The Employee Free Choice Act would give workers greater freedom to make their own decisions about joining a union to bargain for a better life by:

• Establishing stronger penalties for violations of employee rights when workers seek to form a union and during first-contract negotiations,

• Providing mediation and arbitration for first-contract disputes, and

• Allowing employees to form unions by signing cards authorizing union representation.

AFL-CIO President John Sweeney said the House committee, “…is taking an important step toward restoring workers’ freedom. I look forward to working with other elected representatives from both parties to continue rebuilding the American dream—an America that works for working Americans.”

The most significant of several amendments offered by Republican opponents of the bill would keep workers from forming a union by majority sign-up even when their employer agrees. It would force workers to continue to try to win a voice at work through the flawed National Labor Relations Board (NLRB) election procedures.

Majority sign-up has been an option for workers and employers for 70 years under the nation’s labor laws, with no evidence of problems for workers or employers. Major employers such as Cingular and Kaiser Health Systems allow workers to form unions through majority sign-up, with less workplace conflict and disruption than the contentious NLRB process.

As several workers describe on the AFL-CIO’s Employee Free Choice Act website, the current election process allows employers to coerce, intimidate and harass employees. When workers try to form unions, 25 percent of employers fire at least one employee for union activity, 75 percent hire consultants to make it harder for workers to form their union and more than 90 percent require workers to attend mandatory anti-union meetings.

During debate on the amendment (originally introduced as a separate bill by the late Rep. Charles Norwood (R-Ga.), who died Feb. 13), Rep. Tom Price (R-Ga.) claimed “there is no coercion” in the NLRB election process.

However, Rep. Linda Sanchez (D-Calif.), a member of the Electrical Workers, set the record straight: “Employers can and do threaten to fire workers….Employers can and do threaten to close the business and move jobs overseas….[The amendment] undermines the right every human being should have to determine for themselves if they want to be represented by a union.”

Rep. George Miller, the committee chairman and chief sponsor of the bill, debunked the myth touted by Republican and corporate opponents that the Employee Free Choice Act would prohibit NLRB elections. Miller said, “The Employee Free Choice Act is very simple. It says that if a majority of workers in a workplace sign authorization cards in support of a union, then they get a union. That’s it. Workers are still free to choose a National Labor Relations Board election if they wish.”

Corporate front groups are mounting a massive campaign against the Employer Free Choice Act.
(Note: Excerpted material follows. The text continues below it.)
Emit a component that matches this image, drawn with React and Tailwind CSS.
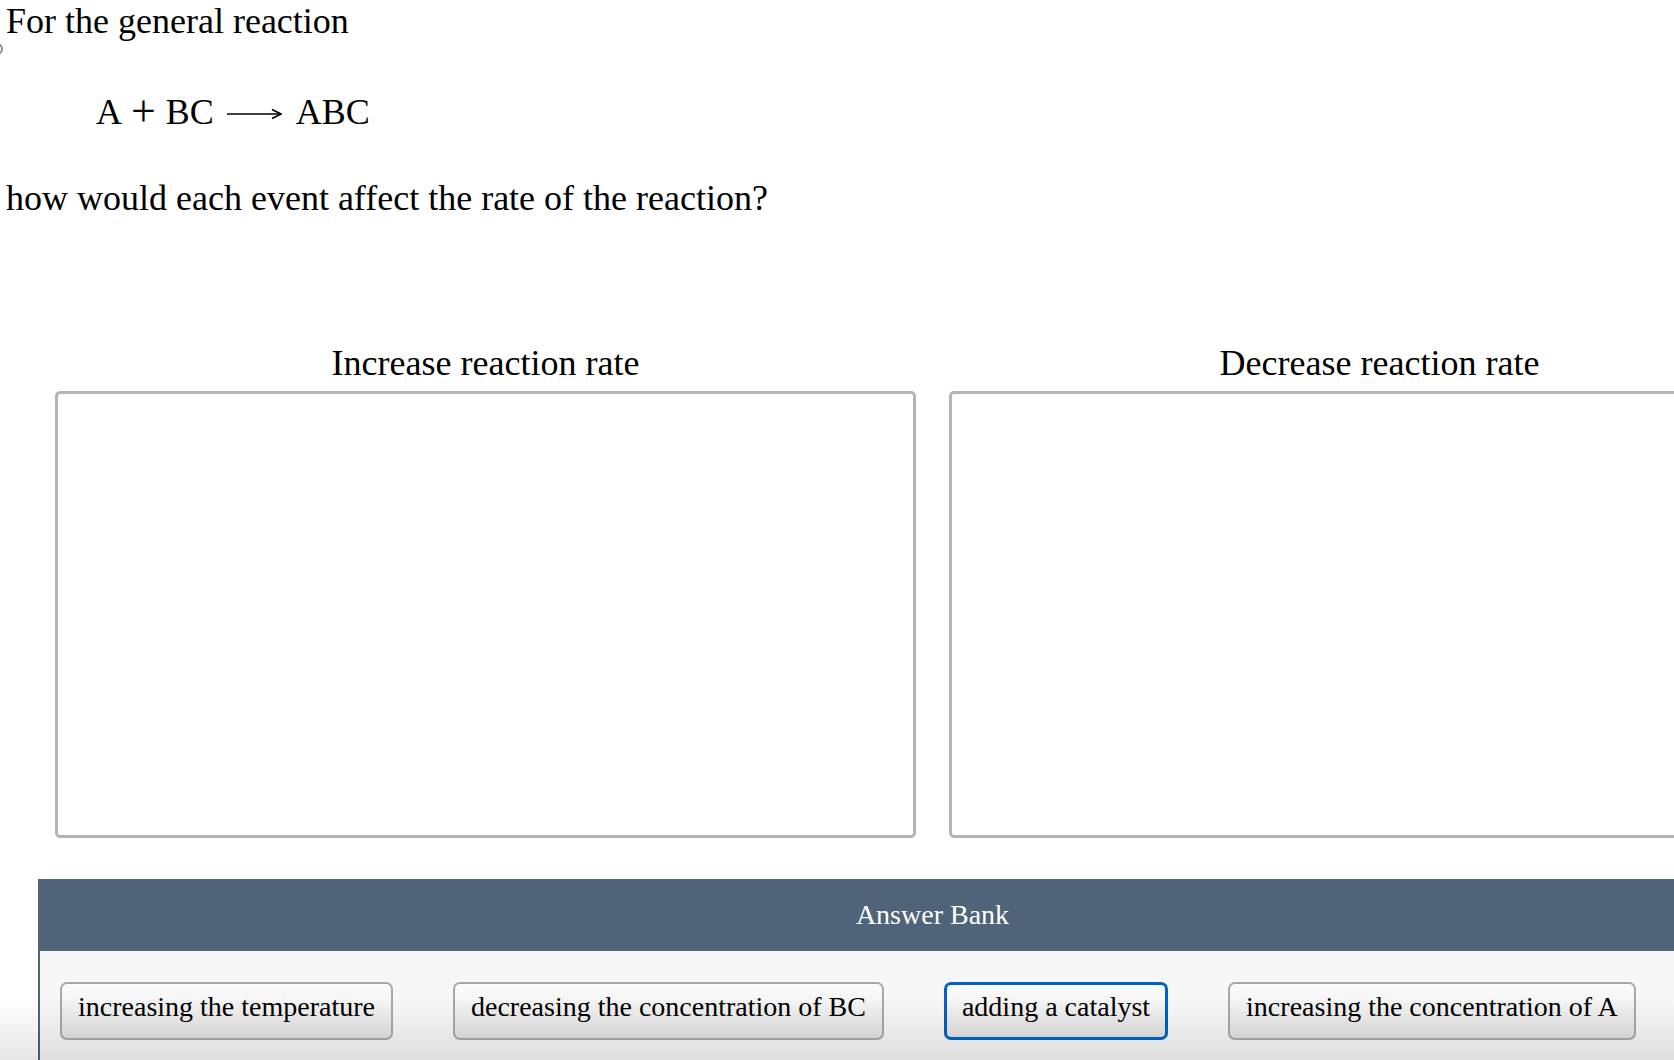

On February 14 Vice President Dick Cheney used his appearance before the National Association of Manufacturers to express the Bush Administration’s opposition to the EFCA.

“Our Administration rejects any attempt to short-circuit the rights of workers,” Cheney asserted. “We will defend their right to vote yes or no by secret ballot and their right to fair bargaining. H.R. 800 violates these principles, and if it is sent to the President, he will veto the bill.”

Like Cheney and NAM claiming to support workers’ rights, the U.S. Chamber of Commerce, as part of the misleadingly named Coalition for a Democratic Workplace, claims to want to “safeguard” workers and their rights.

The Chamber sent an e-mail to its “activists” telling them to gear up for a “virtual” March on Washington to urge Congress to defeat the Employee Free Choice Act.

If passed, the EFCA would strengthen the protections afforded to pro-union workers. It would stiffen penalties against employers that illegally fire workers for union activity. The Center for Economic Policy Research released a study that showed employers fire one in five union advocates and a Cornell University study showed that, in 2004, 92 percent of employers forced employees to take part in mandatory anti-union captive audience presentations. The bill also allows workers to form a union based simply on majority sign up—skirting the long drawn out process that comes from the employer implemented National Labor Relations Board elections.

In a press conference in San Francisco Feb 21, House Speaker Nancy Pelosi vowed that passage of the EFCA will be a top priority when Congress returns from the Presidents Day recess. Pelosi said House Democrats, as part of their first 100 hours agenda, passed an increase in the minimum wage and now it’s time to restore the right of American workers to join a union without harassment from employers.

The San Francisco event was part of a weeklong series of actions around the nation as workers met with members of Congress and community leaders to push for passage of the Employee Free Choice Act.